Reproduce the listing that follows with no differences at all.

--- PROVIDED DATA ---

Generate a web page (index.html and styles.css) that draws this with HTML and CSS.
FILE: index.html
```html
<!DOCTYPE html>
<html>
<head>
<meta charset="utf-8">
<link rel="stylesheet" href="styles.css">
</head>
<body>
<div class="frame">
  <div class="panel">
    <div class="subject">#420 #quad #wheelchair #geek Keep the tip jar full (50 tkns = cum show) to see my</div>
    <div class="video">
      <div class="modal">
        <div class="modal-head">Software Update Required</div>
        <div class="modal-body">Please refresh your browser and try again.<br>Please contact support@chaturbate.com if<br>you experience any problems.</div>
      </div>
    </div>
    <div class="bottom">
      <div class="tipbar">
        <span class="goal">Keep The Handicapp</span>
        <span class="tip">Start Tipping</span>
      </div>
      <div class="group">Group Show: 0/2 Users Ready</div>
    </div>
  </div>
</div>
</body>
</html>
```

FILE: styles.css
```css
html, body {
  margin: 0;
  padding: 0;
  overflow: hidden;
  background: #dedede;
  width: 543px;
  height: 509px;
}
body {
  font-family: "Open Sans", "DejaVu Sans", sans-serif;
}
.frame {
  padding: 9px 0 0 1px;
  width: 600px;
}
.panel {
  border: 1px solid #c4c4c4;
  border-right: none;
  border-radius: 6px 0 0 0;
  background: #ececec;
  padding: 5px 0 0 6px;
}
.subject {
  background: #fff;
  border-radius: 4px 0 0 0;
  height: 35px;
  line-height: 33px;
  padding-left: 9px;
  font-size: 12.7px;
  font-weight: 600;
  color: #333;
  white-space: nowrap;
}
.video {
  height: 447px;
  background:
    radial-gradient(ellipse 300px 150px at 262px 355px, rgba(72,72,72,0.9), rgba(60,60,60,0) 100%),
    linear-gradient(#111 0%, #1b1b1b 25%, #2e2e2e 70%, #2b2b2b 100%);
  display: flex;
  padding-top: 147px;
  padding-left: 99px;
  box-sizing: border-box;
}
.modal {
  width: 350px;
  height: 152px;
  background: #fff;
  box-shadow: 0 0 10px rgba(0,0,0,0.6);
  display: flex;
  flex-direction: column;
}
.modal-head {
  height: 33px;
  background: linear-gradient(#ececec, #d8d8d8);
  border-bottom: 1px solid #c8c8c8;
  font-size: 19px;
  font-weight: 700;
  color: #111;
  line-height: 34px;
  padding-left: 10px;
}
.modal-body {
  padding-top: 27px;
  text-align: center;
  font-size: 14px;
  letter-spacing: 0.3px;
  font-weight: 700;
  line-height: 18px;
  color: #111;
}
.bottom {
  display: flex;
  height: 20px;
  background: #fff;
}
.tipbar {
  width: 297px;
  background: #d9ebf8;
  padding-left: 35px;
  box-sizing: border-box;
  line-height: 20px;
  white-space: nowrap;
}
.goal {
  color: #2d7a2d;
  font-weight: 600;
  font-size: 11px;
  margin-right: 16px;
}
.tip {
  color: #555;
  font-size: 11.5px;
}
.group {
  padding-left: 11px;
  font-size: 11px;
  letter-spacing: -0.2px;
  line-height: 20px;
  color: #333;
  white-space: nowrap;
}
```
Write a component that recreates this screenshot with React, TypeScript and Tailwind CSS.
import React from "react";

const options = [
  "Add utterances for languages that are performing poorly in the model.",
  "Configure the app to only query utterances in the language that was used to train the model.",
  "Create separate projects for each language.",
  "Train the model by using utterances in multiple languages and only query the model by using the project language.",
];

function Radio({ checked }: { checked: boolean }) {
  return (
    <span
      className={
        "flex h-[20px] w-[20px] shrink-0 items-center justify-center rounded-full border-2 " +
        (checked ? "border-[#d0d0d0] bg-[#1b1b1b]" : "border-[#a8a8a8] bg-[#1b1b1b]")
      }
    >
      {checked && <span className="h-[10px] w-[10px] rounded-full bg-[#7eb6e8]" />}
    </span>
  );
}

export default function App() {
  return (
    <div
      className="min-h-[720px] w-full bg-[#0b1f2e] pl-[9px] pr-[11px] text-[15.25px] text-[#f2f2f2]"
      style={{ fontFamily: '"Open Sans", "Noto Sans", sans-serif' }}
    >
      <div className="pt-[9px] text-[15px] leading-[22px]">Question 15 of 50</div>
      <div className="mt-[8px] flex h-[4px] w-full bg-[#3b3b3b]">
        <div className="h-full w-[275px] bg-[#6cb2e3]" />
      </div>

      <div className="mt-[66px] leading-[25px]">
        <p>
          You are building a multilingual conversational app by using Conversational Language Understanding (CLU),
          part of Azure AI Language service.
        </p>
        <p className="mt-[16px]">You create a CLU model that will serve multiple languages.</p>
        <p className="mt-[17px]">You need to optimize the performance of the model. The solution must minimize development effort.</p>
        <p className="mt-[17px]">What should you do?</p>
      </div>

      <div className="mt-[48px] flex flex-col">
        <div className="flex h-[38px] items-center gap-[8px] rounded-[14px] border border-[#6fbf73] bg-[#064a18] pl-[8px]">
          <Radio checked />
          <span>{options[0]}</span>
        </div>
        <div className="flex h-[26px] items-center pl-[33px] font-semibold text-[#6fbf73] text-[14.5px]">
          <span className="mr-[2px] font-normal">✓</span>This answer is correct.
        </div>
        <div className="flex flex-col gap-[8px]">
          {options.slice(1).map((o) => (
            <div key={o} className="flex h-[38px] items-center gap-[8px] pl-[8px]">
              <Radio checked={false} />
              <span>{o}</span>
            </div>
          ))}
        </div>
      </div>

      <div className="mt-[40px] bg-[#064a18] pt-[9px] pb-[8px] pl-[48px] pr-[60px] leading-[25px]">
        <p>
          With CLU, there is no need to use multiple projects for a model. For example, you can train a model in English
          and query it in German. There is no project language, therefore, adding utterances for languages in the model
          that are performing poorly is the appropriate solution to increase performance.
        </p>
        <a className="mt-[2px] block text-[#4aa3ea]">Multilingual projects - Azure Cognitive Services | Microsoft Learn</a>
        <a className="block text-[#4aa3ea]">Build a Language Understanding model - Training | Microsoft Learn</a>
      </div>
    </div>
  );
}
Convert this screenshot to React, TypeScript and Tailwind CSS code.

---

> RESPONSE TO THIS TASK:
Generate a web page (index.html and styles.css) that draws this with HTML and CSS.
FILE: index.html
```html
<!DOCTYPE html>
<html>
<head>
<meta charset="utf-8">
<link rel="stylesheet" href="styles.css">
</head>
<body>
<div class="frame">
  <div class="panel">
    <div class="subject">#420 #quad #wheelchair #geek Keep the tip jar full (50 tkns = cum show) to see my</div>
    <div class="video">
      <div class="modal">
        <div class="modal-head">Software Update Required</div>
        <div class="modal-body">Please refresh your browser and try again.<br>Please contact support@chaturbate.com if<br>you experience any problems.</div>
      </div>
    </div>
    <div class="bottom">
      <div class="tipbar">
        <span class="goal">Keep The Handicapp</span>
        <span class="tip">Start Tipping</span>
      </div>
      <div class="group">Group Show: 0/2 Users Ready</div>
    </div>
  </div>
</div>
</body>
</html>
```

FILE: styles.css
```css
html, body {
  margin: 0;
  padding: 0;
  overflow: hidden;
  background: #dedede;
  width: 543px;
  height: 509px;
}
body {
  font-family: "Open Sans", "DejaVu Sans", sans-serif;
}
.frame {
  padding: 9px 0 0 1px;
  width: 600px;
}
.panel {
  border: 1px solid #c4c4c4;
  border-right: none;
  border-radius: 6px 0 0 0;
  background: #ececec;
  padding: 5px 0 0 6px;
}
.subject {
  background: #fff;
  border-radius: 4px 0 0 0;
  height: 35px;
  line-height: 33px;
  padding-left: 9px;
  font-size: 12.7px;
  font-weight: 600;
  color: #333;
  white-space: nowrap;
}
.video {
  height: 447px;
  background:
    radial-gradient(ellipse 300px 150px at 262px 355px, rgba(72,72,72,0.9), rgba(60,60,60,0) 100%),
    linear-gradient(#111 0%, #1b1b1b 25%, #2e2e2e 70%, #2b2b2b 100%);
  display: flex;
  padding-top: 147px;
  padding-left: 99px;
  box-sizing: border-box;
}
.modal {
  width: 350px;
  height: 152px;
  background: #fff;
  box-shadow: 0 0 10px rgba(0,0,0,0.6);
  display: flex;
  flex-direction: column;
}
.modal-head {
  height: 33px;
  background: linear-gradient(#ececec, #d8d8d8);
  border-bottom: 1px solid #c8c8c8;
  font-size: 19px;
  font-weight: 700;
  color: #111;
  line-height: 34px;
  padding-left: 10px;
}
.modal-body {
  padding-top: 27px;
  text-align: center;
  font-size: 14px;
  letter-spacing: 0.3px;
  font-weight: 700;
  line-height: 18px;
  color: #111;
}
.bottom {
  display: flex;
  height: 20px;
  background: #fff;
}
.tipbar {
  width: 297px;
  background: #d9ebf8;
  padding-left: 35px;
  box-sizing: border-box;
  line-height: 20px;
  white-space: nowrap;
}
.goal {
  color: #2d7a2d;
  font-weight: 600;
  font-size: 11px;
  margin-right: 16px;
}
.tip {
  color: #555;
  font-size: 11.5px;
}
.group {
  padding-left: 11px;
  font-size: 11px;
  letter-spacing: -0.2px;
  line-height: 20px;
  color: #333;
  white-space: nowrap;
}
```
Write a component that recreates this screenshot with React, TypeScript and Tailwind CSS.
import React from "react";

const options = [
  "Add utterances for languages that are performing poorly in the model.",
  "Configure the app to only query utterances in the language that was used to train the model.",
  "Create separate projects for each language.",
  "Train the model by using utterances in multiple languages and only query the model by using the project language.",
];

function Radio({ checked }: { checked: boolean }) {
  return (
    <span
      className={
        "flex h-[20px] w-[20px] shrink-0 items-center justify-center rounded-full border-2 " +
        (checked ? "border-[#d0d0d0] bg-[#1b1b1b]" : "border-[#a8a8a8] bg-[#1b1b1b]")
      }
    >
      {checked && <span className="h-[10px] w-[10px] rounded-full bg-[#7eb6e8]" />}
    </span>
  );
}

export default function App() {
  return (
    <div
      className="min-h-[720px] w-full bg-[#0b1f2e] pl-[9px] pr-[11px] text-[15.25px] text-[#f2f2f2]"
      style={{ fontFamily: '"Open Sans", "Noto Sans", sans-serif' }}
    >
      <div className="pt-[9px] text-[15px] leading-[22px]">Question 15 of 50</div>
      <div className="mt-[8px] flex h-[4px] w-full bg-[#3b3b3b]">
        <div className="h-full w-[275px] bg-[#6cb2e3]" />
      </div>

      <div className="mt-[66px] leading-[25px]">
        <p>
          You are building a multilingual conversational app by using Conversational Language Understanding (CLU),
          part of Azure AI Language service.
        </p>
        <p className="mt-[16px]">You create a CLU model that will serve multiple languages.</p>
        <p className="mt-[17px]">You need to optimize the performance of the model. The solution must minimize development effort.</p>
        <p className="mt-[17px]">What should you do?</p>
      </div>

      <div className="mt-[48px] flex flex-col">
        <div className="flex h-[38px] items-center gap-[8px] rounded-[14px] border border-[#6fbf73] bg-[#064a18] pl-[8px]">
          <Radio checked />
          <span>{options[0]}</span>
        </div>
        <div className="flex h-[26px] items-center pl-[33px] font-semibold text-[#6fbf73] text-[14.5px]">
          <span className="mr-[2px] font-normal">✓</span>This answer is correct.
        </div>
        <div className="flex flex-col gap-[8px]">
          {options.slice(1).map((o) => (
            <div key={o} className="flex h-[38px] items-center gap-[8px] pl-[8px]">
              <Radio checked={false} />
              <span>{o}</span>
            </div>
          ))}
        </div>
      </div>

      <div className="mt-[40px] bg-[#064a18] pt-[9px] pb-[8px] pl-[48px] pr-[60px] leading-[25px]">
        <p>
          With CLU, there is no need to use multiple projects for a model. For example, you can train a model in English
          and query it in German. There is no project language, therefore, adding utterances for languages in the model
          that are performing poorly is the appropriate solution to increase performance.
        </p>
        <a className="mt-[2px] block text-[#4aa3ea]">Multilingual projects - Azure Cognitive Services | Microsoft Learn</a>
        <a className="block text-[#4aa3ea]">Build a Language Understanding model - Training | Microsoft Learn</a>
      </div>
    </div>
  );
}
Convert this screenshot to React, TypeScript and Tailwind CSS code.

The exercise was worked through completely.